I will wait for @pb66 and @borpin to respond and then assuming we are all happy with this, move forward with the .env approach

Not unhappy.

  • Does it work on Jessie or are you dropping support for that distro?
  • How will you manage the file? Put it in the repo but .gitignore is so it isn’t changed if the user edits it? use a ‘default’ that needs to be copied to the .env?

I’m really not sure whats being proposed!

The use of EnvironmentFile to change the paths in the service units is certainly a potential alternative to using systemctl edit, either is far better than writing the service units into place (whilst using a cloned source to update the project).

This doesn’t seem to address whether symlinks are still used and/or what paths will be used. Will there be a single env file or multiple? What the rational behind that answer? Where will this file(s) reside? Is that configurable? Is it symlinked, written into place or fully detached and maintained by the user?

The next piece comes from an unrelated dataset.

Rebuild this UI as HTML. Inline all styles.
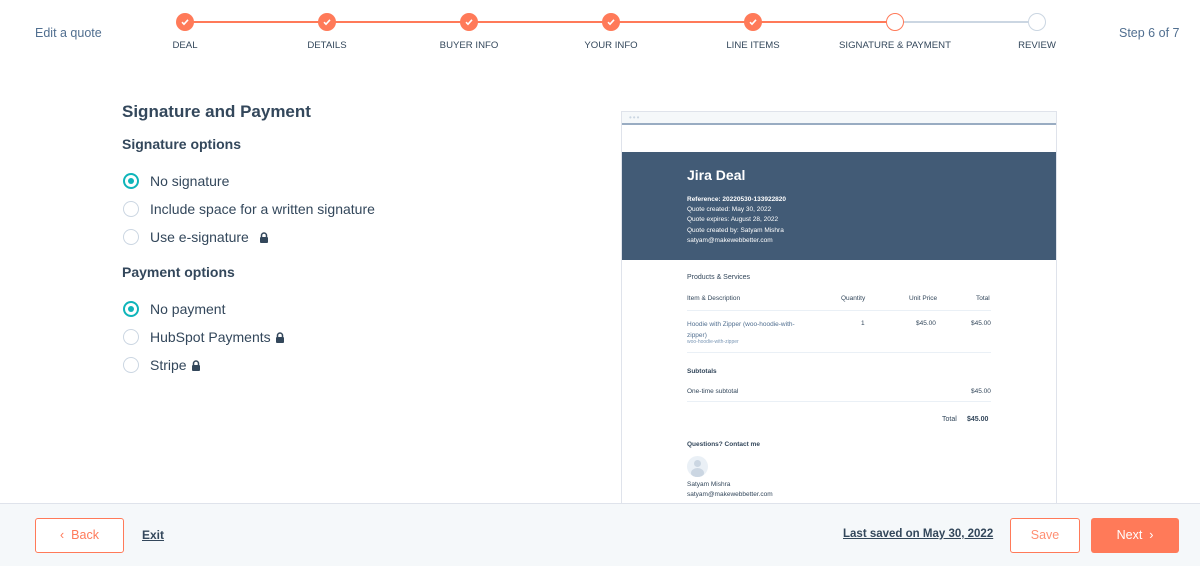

I’m not against exploring further.

Maybe env variables could be set up in the admin module
On the heroku dashboard, there is a specific controller which can be used to adjust env parameters…the heroku guys used to call them the config vars…


dont know if this approach could be relevant here

Anyway I’ve tested the new scripts

Nice job…working fine on Ubuntu, still could not make them work on a dietPI…

I don’t understand the point? The environment variables set the paths to the executables and other things. If they aren’t already set, the system won’t run and there won’t be an admin interface. Changing them on a running system would break the system.

[edit]: note that config variables are something different; changing behaviour etc.

What version of DietPi and did you do any installs by dietpi-software? I don’t expect these to work out of the box for DietPi as it does some weird and wonderful things in the background. Biggest issue right now is their LAMP/LLMP stack installs PHP7.3.